Poor The Austrian Tourist Board. They're really not going to be happy with this one. But if Michael Schleinzer hadn't made this film about a seemingly normal insurance clerk who keeps a young boy enslaved in his basement, then it would only have been a matter of time before somebody else did.
Needless to say, this is a sensitive subject. And Schleinzer's stint as casting director on Haneke's The White Ribbon no doubt served him well when it came to choosing a young actor who could handle the difficult role of the incarcerated boy. He chose well - despite his tender years, newcomer David Rauchenberger expertly negotiates the line between childish neediness and resentful defiance.
But this film is really about Michael, the paedophile who has been holding the boy captive for God knows how long (we can only infer that it's been at least three Christmases). It's also about the mundanity of 'evil' when you study it up close, going about its day to day business. The whole film is drenched in banal beiges and oranges as Michael and his prisoner eat dinner together, do the washing up, watch telly and assemble jigsaw puzzles. At times, they seem almost like father and son. Which is why it's all the more harrowing when the full extent of their relationship is made clear. We never see this explicitly, but by keeping the most extreme abuse off-screen, Schleinzer leaves our imaginations to work their worst - a disturbing but effective trick he may have picked up from Haneke.

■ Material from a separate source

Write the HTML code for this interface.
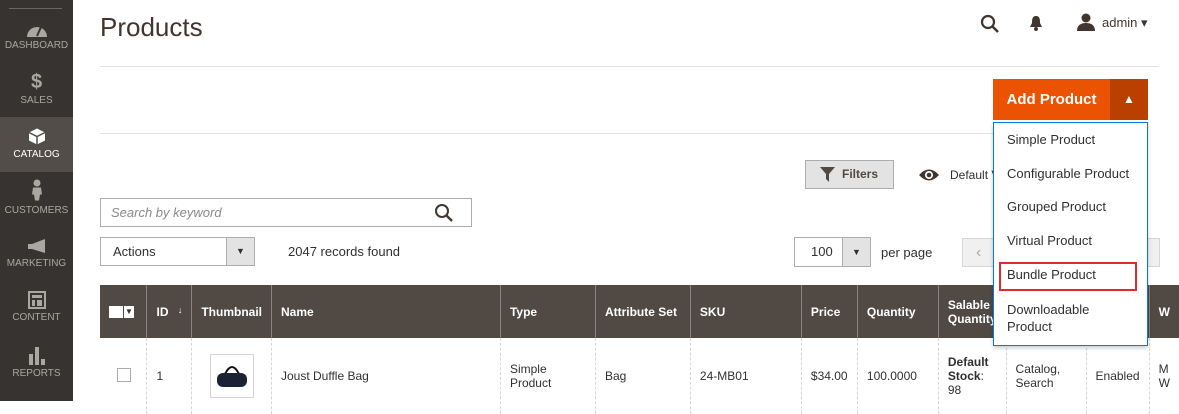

A handful of too-convenient plot-driving coincidences sap the film of some of its plausibility. But there's also a thornier problem. Schleinzer goes so far out of his way to be unsensational and matter-of-fact about his subject that it's hard to see what point he's trying to make. "A society can only develop to the same extent that it is able to get to grips with its offenders," he says. Fair enough. But if the intent of the film is to promote understanding of paedophillia with a view to preventing it, perhaps we need to examine the causes as well as the consequences.
A brave, unavoidably distressing debut from Markus Schleinzer, sensitively acted and directed. But if you're going to make an analytical film about paedophilia, you need to say more than just "these things happen".